PROBLEM DETAILS: Repeat every line of the data exactly, but not the pictures.

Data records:
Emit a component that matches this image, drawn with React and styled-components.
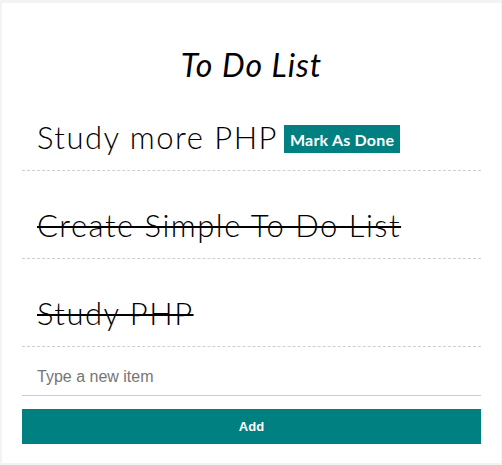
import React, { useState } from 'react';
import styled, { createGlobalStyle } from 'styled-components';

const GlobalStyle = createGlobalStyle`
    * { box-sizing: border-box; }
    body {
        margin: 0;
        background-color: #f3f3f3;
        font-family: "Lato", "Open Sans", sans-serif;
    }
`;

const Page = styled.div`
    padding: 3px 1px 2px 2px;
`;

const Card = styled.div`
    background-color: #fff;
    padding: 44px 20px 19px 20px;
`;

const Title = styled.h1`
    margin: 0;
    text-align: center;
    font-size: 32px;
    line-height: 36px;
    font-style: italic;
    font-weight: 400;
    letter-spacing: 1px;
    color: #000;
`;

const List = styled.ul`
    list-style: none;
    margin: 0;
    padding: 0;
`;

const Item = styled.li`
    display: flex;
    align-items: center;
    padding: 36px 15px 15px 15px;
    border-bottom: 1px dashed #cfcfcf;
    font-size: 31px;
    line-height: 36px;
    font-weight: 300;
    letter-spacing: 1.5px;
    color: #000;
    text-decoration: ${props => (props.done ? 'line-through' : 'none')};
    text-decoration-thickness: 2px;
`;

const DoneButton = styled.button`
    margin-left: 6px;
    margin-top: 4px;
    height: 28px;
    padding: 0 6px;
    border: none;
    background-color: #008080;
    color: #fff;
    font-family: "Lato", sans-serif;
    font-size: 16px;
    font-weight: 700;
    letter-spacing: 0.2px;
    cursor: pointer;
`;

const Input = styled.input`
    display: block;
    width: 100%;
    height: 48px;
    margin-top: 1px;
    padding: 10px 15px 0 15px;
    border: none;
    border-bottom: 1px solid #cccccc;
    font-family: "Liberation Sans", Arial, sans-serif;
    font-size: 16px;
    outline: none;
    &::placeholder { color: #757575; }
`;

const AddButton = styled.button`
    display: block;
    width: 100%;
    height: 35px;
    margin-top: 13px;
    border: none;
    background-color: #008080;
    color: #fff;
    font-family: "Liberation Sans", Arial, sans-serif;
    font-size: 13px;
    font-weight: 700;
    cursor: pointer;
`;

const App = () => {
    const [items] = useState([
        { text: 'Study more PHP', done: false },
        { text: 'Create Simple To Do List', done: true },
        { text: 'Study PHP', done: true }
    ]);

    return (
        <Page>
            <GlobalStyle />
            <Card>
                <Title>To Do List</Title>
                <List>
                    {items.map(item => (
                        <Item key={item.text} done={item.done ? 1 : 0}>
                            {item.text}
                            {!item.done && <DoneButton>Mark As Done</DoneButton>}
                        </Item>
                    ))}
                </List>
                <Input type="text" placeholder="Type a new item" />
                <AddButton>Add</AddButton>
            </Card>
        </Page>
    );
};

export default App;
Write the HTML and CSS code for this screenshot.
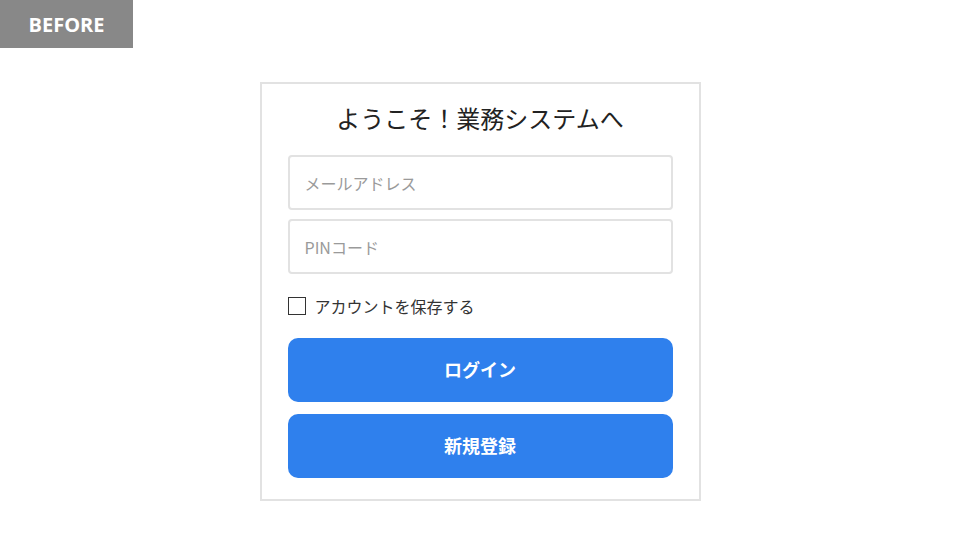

WRITTEN REPLY:
Emit a component that matches this image, drawn with React and styled-components.
import React, { useState } from 'react';
import styled, { createGlobalStyle } from 'styled-components';

const GlobalStyle = createGlobalStyle`
    * { box-sizing: border-box; }
    body {
        margin: 0;
        background-color: #f3f3f3;
        font-family: "Lato", "Open Sans", sans-serif;
    }
`;

const Page = styled.div`
    padding: 3px 1px 2px 2px;
`;

const Card = styled.div`
    background-color: #fff;
    padding: 44px 20px 19px 20px;
`;

const Title = styled.h1`
    margin: 0;
    text-align: center;
    font-size: 32px;
    line-height: 36px;
    font-style: italic;
    font-weight: 400;
    letter-spacing: 1px;
    color: #000;
`;

const List = styled.ul`
    list-style: none;
    margin: 0;
    padding: 0;
`;

const Item = styled.li`
    display: flex;
    align-items: center;
    padding: 36px 15px 15px 15px;
    border-bottom: 1px dashed #cfcfcf;
    font-size: 31px;
    line-height: 36px;
    font-weight: 300;
    letter-spacing: 1.5px;
    color: #000;
    text-decoration: ${props => (props.done ? 'line-through' : 'none')};
    text-decoration-thickness: 2px;
`;

const DoneButton = styled.button`
    margin-left: 6px;
    margin-top: 4px;
    height: 28px;
    padding: 0 6px;
    border: none;
    background-color: #008080;
    color: #fff;
    font-family: "Lato", sans-serif;
    font-size: 16px;
    font-weight: 700;
    letter-spacing: 0.2px;
    cursor: pointer;
`;

const Input = styled.input`
    display: block;
    width: 100%;
    height: 48px;
    margin-top: 1px;
    padding: 10px 15px 0 15px;
    border: none;
    border-bottom: 1px solid #cccccc;
    font-family: "Liberation Sans", Arial, sans-serif;
    font-size: 16px;
    outline: none;
    &::placeholder { color: #757575; }
`;

const AddButton = styled.button`
    display: block;
    width: 100%;
    height: 35px;
    margin-top: 13px;
    border: none;
    background-color: #008080;
    color: #fff;
    font-family: "Liberation Sans", Arial, sans-serif;
    font-size: 13px;
    font-weight: 700;
    cursor: pointer;
`;

const App = () => {
    const [items] = useState([
        { text: 'Study more PHP', done: false },
        { text: 'Create Simple To Do List', done: true },
        { text: 'Study PHP', done: true }
    ]);

    return (
        <Page>
            <GlobalStyle />
            <Card>
                <Title>To Do List</Title>
                <List>
                    {items.map(item => (
                        <Item key={item.text} done={item.done ? 1 : 0}>
                            {item.text}
                            {!item.done && <DoneButton>Mark As Done</DoneButton>}
                        </Item>
                    ))}
                </List>
                <Input type="text" placeholder="Type a new item" />
                <AddButton>Add</AddButton>
            </Card>
        </Page>
    );
};

export default App;
Write the HTML and CSS code for this screenshot.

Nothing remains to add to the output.